Once a license is agreed upon, we (the contributors) could choose to delegate copyright to a single individual (e.g. Copyright © 2021 Louis Pilfold), or distribute the copyright among the contributors (e.g. Copyright © 2021 gleam-mode's authors and contributors). Either is fine, but should we want to "change" the license for future releases, the former copyright would allow Louis to choose any license whereas the latter would require that the new license be compatible with the old or we'd have to do the collecting permission rigamarole all over again.

If anyone is or knows an IP lawyer, it might be worth chiming in :grin: Sorry to be the bearer of headache-laden news!

lpil commented 2 years ago

I'm open to GPL for this if that is the convention.

This project is such a small amount of code I'd suggest we just rewrite it from scratch in the PR that adds the licence.

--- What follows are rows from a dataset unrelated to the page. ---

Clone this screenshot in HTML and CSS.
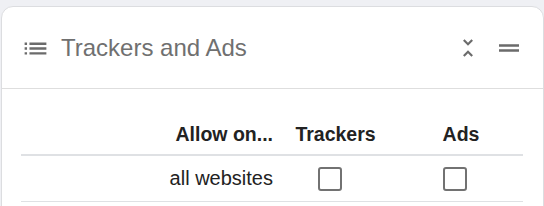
FILE: index.html
```html
<!DOCTYPE html>
<html>
<head>
<meta charset="utf-8">
<link rel="stylesheet" href="styles.css">
</head>
<body>
<div class="page">
  <section class="card">
    <header class="card-header">
      <svg class="icon-list" viewBox="0 0 24 24"><path d="M3 13h2v-2H3v2zm0 4h2v-2H3v2zm0-8h2V7H3v2zm4 4h14v-2H7v2zm0 4h14v-2H7v2zM7 7v2h14V7H7z"/></svg>
      <h2 class="card-title">Trackers and Ads</h2>
      <div class="actions">
        <svg class="icon-unfold" viewBox="0 0 24 24"><path d="M7.41 18.59L8.83 20 12 16.83 15.17 20l1.41-1.41L12 14l-4.59 4.59zm9.18-13.18L15.17 4 12 7.17 8.83 4 7.41 5.41 12 10l4.59-4.59z"/></svg>
        <svg class="icon-drag" viewBox="0 0 24 24"><path d="M20 9H4v2h16V9zM4 15h16v-2H4v2z"/></svg>
      </div>
    </header>
    <div class="card-body">
      <div class="grid">
        <div class="th col-label">Allow on...</div>
        <div class="th col-trackers">Trackers</div>
        <div class="th col-ads">Ads</div>
        <div class="td col-label">all websites</div>
        <div class="td col-trackers"><input type="checkbox" class="box"></div>
        <div class="td col-ads"><input type="checkbox" class="box"></div>
      </div>
    </div>
  </section>
</div>
</body>
</html>
```

FILE: styles.css
```css
html, body {
  margin: 0;
  padding: 0;
}
body {
  background: #eff0f4;
  font-family: "Liberation Sans", Arial, sans-serif;
}
.page {
  padding: 6px 0 0 1px;
  height: 200px;
  overflow: hidden;
}
.card {
  background: #fff;
  border: 1px solid #dcdde0;
  border-radius: 12px 12px 0 0;
  height: 230px;
}
.card-header {
  display: flex;
  align-items: center;
  height: 81px;
  padding: 0 19px 0 19px;
  border-bottom: 1px solid #dedede;
}
.icon-list {
  width: 29px;
  height: 29px;
  fill: #6b6b6b;
  margin-top: 2px;
  flex: none;
}
.card-title {
  margin: 0 0 0 11px;
  font-weight: normal;
  font-size: 24px;
  line-height: 28px;
  color: #707070;
  flex: 1;
}
.actions {
  display: flex;
  align-items: center;
  gap: 13px;
}
.icon-unfold {
  width: 26px;
  height: 26px;
  fill: #6b6b6b;
  margin-top: 1px;
}
.icon-drag {
  width: 30px;
  height: 30px;
  fill: #6b6b6b;
}
.card-body {
  padding: 20px 20px 0 19px;
}
.grid {
  display: grid;
  grid-template-columns: 260px 97px 1fr;
  line-height: 23px;
  color: #222;
}
.th {
  font-weight: bold;
  font-size: 19.5px;
  padding: 14px 0 8px 0;
  border-bottom: 2px solid #dfe1e4;
}
.td {
  font-size: 20px;
  height: 45px;
  display: flex;
  align-items: center;
  border-bottom: 1px solid #dfe1e4;
}
.th.col-label {
  text-align: right;
  padding-right: 8px;
}
.td.col-label {
  justify-content: flex-end;
  padding-right: 8px;
}
.th.col-trackers {
  text-align: center;
  padding-left: 12px;
}
.td.col-trackers {
  justify-content: center;
}
.th.col-ads {
  text-align: center;
  padding-left: 21px;
}
.td.col-ads {
  justify-content: center;
  padding-left: 9px;
}
.box {
  appearance: none;
  -webkit-appearance: none;
  margin: 0;
  width: 24px;
  height: 24px;
  border: 2px solid #727272;
  border-radius: 3px;
  background: #fff;
}
```
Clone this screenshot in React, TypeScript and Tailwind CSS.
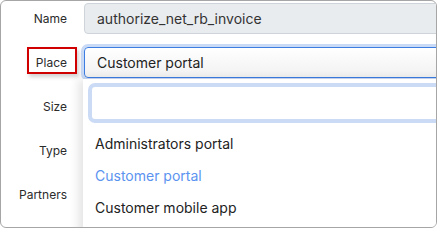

J3RN commented 2 years ago

Good thinking @lpil! I'm embarrassed to say that I didn't think of that. Funny enough, I started an Emacs gleam-mode based on tree-sitter last week, but ultimately stopped after discovering that tree-sitter-gleam, on which it depended, is also unlicensed.

Anyhow, I should be able to pull out the tree-sitter bits, add old-fashioned highlighting and indentation rules (and, of course, a license!) and send a PR.

lpil commented 2 years ago

Wonderful! Thank you very much

J3RN commented 2 years ago

Just wanted to give an update here: I started down the road of doing syntax highlighting with font-lock and indentation with smie only to realize that I'd have to write one and a half Gleam parsers anyhow. Consequently, I decided that it would be the best use of time to just write a licensed :laughing: tree-sitter grammar for Gleam, which would have application beyond just Emacs. That work is begun here: https://github.com/J3RN/tree-sitter-gleam. It's very much a work-in-progress.

J3RN commented 2 years ago

As of #8, I think this can now be closed.